> **SET PROBLEM**
Repeat the material verbatim and drop the pictures.

> **MATERIALS PROVIDED**
[start]
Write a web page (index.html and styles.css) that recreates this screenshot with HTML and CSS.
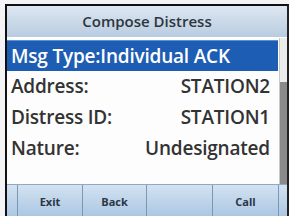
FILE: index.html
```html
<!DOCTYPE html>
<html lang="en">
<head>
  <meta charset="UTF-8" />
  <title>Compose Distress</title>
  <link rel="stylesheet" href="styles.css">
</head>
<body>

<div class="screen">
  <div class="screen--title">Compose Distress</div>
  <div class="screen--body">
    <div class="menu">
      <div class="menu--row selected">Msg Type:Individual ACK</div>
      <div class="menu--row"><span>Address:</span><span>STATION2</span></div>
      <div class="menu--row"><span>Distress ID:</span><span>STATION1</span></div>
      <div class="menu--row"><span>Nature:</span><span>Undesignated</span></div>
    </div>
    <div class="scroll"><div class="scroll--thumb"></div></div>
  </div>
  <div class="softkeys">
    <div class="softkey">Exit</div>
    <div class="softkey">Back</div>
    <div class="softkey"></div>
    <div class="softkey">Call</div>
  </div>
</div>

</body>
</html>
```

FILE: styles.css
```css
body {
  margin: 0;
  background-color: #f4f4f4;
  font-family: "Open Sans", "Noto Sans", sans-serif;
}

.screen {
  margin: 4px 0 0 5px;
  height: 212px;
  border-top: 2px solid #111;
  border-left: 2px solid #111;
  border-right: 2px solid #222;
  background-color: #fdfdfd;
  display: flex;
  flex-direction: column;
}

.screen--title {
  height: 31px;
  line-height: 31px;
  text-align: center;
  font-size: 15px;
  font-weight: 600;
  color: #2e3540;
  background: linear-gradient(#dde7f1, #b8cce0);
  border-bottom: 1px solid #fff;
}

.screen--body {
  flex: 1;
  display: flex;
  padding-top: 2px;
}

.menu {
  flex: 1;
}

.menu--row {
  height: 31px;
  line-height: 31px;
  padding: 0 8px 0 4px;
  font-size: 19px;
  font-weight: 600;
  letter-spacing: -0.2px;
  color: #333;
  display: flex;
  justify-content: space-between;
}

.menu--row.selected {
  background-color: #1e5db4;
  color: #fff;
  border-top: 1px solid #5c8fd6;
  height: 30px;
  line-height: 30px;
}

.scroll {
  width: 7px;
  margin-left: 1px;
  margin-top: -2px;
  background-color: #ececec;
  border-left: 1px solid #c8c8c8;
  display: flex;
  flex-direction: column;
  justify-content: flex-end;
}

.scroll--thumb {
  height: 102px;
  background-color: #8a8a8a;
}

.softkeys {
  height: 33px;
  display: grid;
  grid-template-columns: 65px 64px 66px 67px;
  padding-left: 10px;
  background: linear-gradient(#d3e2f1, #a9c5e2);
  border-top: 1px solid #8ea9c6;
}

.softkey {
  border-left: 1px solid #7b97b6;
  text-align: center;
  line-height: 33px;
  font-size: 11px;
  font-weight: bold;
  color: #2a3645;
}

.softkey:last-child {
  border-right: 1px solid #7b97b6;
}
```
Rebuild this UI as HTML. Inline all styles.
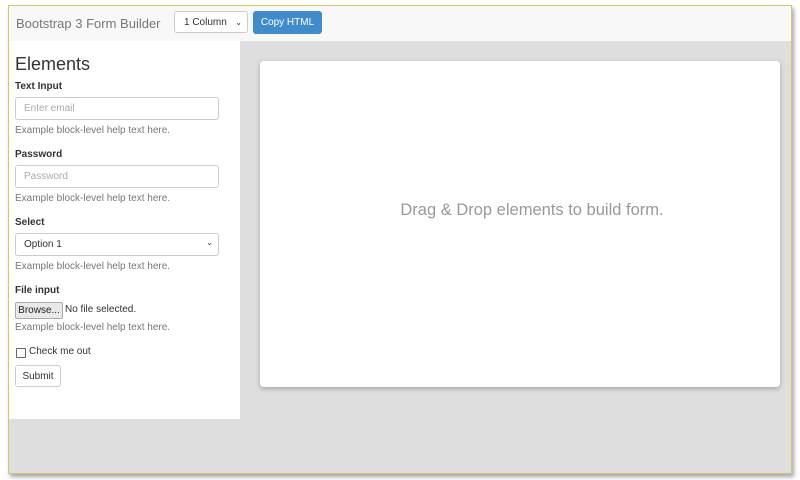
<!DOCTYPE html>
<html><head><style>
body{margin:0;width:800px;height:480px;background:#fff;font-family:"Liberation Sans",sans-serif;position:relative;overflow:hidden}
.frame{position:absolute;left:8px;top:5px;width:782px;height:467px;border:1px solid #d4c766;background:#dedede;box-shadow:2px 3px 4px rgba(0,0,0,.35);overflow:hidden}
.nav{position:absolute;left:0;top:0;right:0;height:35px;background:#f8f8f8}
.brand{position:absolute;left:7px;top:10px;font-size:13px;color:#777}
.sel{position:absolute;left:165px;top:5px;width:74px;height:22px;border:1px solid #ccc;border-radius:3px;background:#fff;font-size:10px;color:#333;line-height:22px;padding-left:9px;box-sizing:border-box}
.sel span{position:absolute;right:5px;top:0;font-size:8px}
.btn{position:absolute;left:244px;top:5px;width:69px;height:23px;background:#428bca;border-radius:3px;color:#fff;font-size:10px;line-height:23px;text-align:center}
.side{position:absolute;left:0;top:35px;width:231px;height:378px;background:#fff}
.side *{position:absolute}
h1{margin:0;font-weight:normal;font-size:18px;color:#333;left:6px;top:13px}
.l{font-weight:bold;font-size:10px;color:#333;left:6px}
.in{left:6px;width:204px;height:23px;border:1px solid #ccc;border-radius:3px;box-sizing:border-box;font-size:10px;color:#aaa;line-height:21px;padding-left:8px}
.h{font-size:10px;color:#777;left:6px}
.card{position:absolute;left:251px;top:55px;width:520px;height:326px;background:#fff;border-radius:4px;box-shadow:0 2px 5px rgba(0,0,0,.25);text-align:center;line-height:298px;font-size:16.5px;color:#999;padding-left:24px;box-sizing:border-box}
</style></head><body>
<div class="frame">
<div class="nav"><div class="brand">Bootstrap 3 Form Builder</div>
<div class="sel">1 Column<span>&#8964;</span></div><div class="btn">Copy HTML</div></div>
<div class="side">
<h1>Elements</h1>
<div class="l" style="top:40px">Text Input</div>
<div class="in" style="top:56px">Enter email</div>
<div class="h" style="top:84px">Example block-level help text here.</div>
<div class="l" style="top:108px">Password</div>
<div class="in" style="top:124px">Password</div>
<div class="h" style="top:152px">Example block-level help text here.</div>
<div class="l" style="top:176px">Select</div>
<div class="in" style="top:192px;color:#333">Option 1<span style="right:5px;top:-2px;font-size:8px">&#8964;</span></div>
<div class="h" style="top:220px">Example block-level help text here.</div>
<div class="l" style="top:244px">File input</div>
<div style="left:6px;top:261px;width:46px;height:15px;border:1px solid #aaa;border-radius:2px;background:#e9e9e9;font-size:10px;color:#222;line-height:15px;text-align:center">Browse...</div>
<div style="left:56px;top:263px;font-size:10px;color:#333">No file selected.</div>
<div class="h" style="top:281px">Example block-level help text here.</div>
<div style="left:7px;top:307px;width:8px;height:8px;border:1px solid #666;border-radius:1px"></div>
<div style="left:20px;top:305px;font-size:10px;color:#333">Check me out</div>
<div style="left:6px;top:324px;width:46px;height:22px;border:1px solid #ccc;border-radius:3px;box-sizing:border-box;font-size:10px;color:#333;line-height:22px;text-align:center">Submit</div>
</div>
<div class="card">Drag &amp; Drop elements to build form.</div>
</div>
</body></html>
[end]
> **WRITTEN SOLUTION**
Write a web page (index.html and styles.css) that recreates this screenshot with HTML and CSS.
FILE: index.html
```html
<!DOCTYPE html>
<html lang="en">
<head>
  <meta charset="UTF-8" />
  <title>Compose Distress</title>
  <link rel="stylesheet" href="styles.css">
</head>
<body>

<div class="screen">
  <div class="screen--title">Compose Distress</div>
  <div class="screen--body">
    <div class="menu">
      <div class="menu--row selected">Msg Type:Individual ACK</div>
      <div class="menu--row"><span>Address:</span><span>STATION2</span></div>
      <div class="menu--row"><span>Distress ID:</span><span>STATION1</span></div>
      <div class="menu--row"><span>Nature:</span><span>Undesignated</span></div>
    </div>
    <div class="scroll"><div class="scroll--thumb"></div></div>
  </div>
  <div class="softkeys">
    <div class="softkey">Exit</div>
    <div class="softkey">Back</div>
    <div class="softkey"></div>
    <div class="softkey">Call</div>
  </div>
</div>

</body>
</html>
```

FILE: styles.css
```css
body {
  margin: 0;
  background-color: #f4f4f4;
  font-family: "Open Sans", "Noto Sans", sans-serif;
}

.screen {
  margin: 4px 0 0 5px;
  height: 212px;
  border-top: 2px solid #111;
  border-left: 2px solid #111;
  border-right: 2px solid #222;
  background-color: #fdfdfd;
  display: flex;
  flex-direction: column;
}

.screen--title {
  height: 31px;
  line-height: 31px;
  text-align: center;
  font-size: 15px;
  font-weight: 600;
  color: #2e3540;
  background: linear-gradient(#dde7f1, #b8cce0);
  border-bottom: 1px solid #fff;
}

.screen--body {
  flex: 1;
  display: flex;
  padding-top: 2px;
}

.menu {
  flex: 1;
}

.menu--row {
  height: 31px;
  line-height: 31px;
  padding: 0 8px 0 4px;
  font-size: 19px;
  font-weight: 600;
  letter-spacing: -0.2px;
  color: #333;
  display: flex;
  justify-content: space-between;
}

.menu--row.selected {
  background-color: #1e5db4;
  color: #fff;
  border-top: 1px solid #5c8fd6;
  height: 30px;
  line-height: 30px;
}

.scroll {
  width: 7px;
  margin-left: 1px;
  margin-top: -2px;
  background-color: #ececec;
  border-left: 1px solid #c8c8c8;
  display: flex;
  flex-direction: column;
  justify-content: flex-end;
}

.scroll--thumb {
  height: 102px;
  background-color: #8a8a8a;
}

.softkeys {
  height: 33px;
  display: grid;
  grid-template-columns: 65px 64px 66px 67px;
  padding-left: 10px;
  background: linear-gradient(#d3e2f1, #a9c5e2);
  border-top: 1px solid #8ea9c6;
}

.softkey {
  border-left: 1px solid #7b97b6;
  text-align: center;
  line-height: 33px;
  font-size: 11px;
  font-weight: bold;
  color: #2a3645;
}

.softkey:last-child {
  border-right: 1px solid #7b97b6;
}
```
Rebuild this UI as HTML. Inline all styles.
<!DOCTYPE html>
<html><head><style>
body{margin:0;width:800px;height:480px;background:#fff;font-family:"Liberation Sans",sans-serif;position:relative;overflow:hidden}
.frame{position:absolute;left:8px;top:5px;width:782px;height:467px;border:1px solid #d4c766;background:#dedede;box-shadow:2px 3px 4px rgba(0,0,0,.35);overflow:hidden}
.nav{position:absolute;left:0;top:0;right:0;height:35px;background:#f8f8f8}
.brand{position:absolute;left:7px;top:10px;font-size:13px;color:#777}
.sel{position:absolute;left:165px;top:5px;width:74px;height:22px;border:1px solid #ccc;border-radius:3px;background:#fff;font-size:10px;color:#333;line-height:22px;padding-left:9px;box-sizing:border-box}
.sel span{position:absolute;right:5px;top:0;font-size:8px}
.btn{position:absolute;left:244px;top:5px;width:69px;height:23px;background:#428bca;border-radius:3px;color:#fff;font-size:10px;line-height:23px;text-align:center}
.side{position:absolute;left:0;top:35px;width:231px;height:378px;background:#fff}
.side *{position:absolute}
h1{margin:0;font-weight:normal;font-size:18px;color:#333;left:6px;top:13px}
.l{font-weight:bold;font-size:10px;color:#333;left:6px}
.in{left:6px;width:204px;height:23px;border:1px solid #ccc;border-radius:3px;box-sizing:border-box;font-size:10px;color:#aaa;line-height:21px;padding-left:8px}
.h{font-size:10px;color:#777;left:6px}
.card{position:absolute;left:251px;top:55px;width:520px;height:326px;background:#fff;border-radius:4px;box-shadow:0 2px 5px rgba(0,0,0,.25);text-align:center;line-height:298px;font-size:16.5px;color:#999;padding-left:24px;box-sizing:border-box}
</style></head><body>
<div class="frame">
<div class="nav"><div class="brand">Bootstrap 3 Form Builder</div>
<div class="sel">1 Column<span>&#8964;</span></div><div class="btn">Copy HTML</div></div>
<div class="side">
<h1>Elements</h1>
<div class="l" style="top:40px">Text Input</div>
<div class="in" style="top:56px">Enter email</div>
<div class="h" style="top:84px">Example block-level help text here.</div>
<div class="l" style="top:108px">Password</div>
<div class="in" style="top:124px">Password</div>
<div class="h" style="top:152px">Example block-level help text here.</div>
<div class="l" style="top:176px">Select</div>
<div class="in" style="top:192px;color:#333">Option 1<span style="right:5px;top:-2px;font-size:8px">&#8964;</span></div>
<div class="h" style="top:220px">Example block-level help text here.</div>
<div class="l" style="top:244px">File input</div>
<div style="left:6px;top:261px;width:46px;height:15px;border:1px solid #aaa;border-radius:2px;background:#e9e9e9;font-size:10px;color:#222;line-height:15px;text-align:center">Browse...</div>
<div style="left:56px;top:263px;font-size:10px;color:#333">No file selected.</div>
<div class="h" style="top:281px">Example block-level help text here.</div>
<div style="left:7px;top:307px;width:8px;height:8px;border:1px solid #666;border-radius:1px"></div>
<div style="left:20px;top:305px;font-size:10px;color:#333">Check me out</div>
<div style="left:6px;top:324px;width:46px;height:22px;border:1px solid #ccc;border-radius:3px;box-sizing:border-box;font-size:10px;color:#333;line-height:22px;text-align:center">Submit</div>
</div>
<div class="card">Drag &amp; Drop elements to build form.</div>
</div>
</body></html>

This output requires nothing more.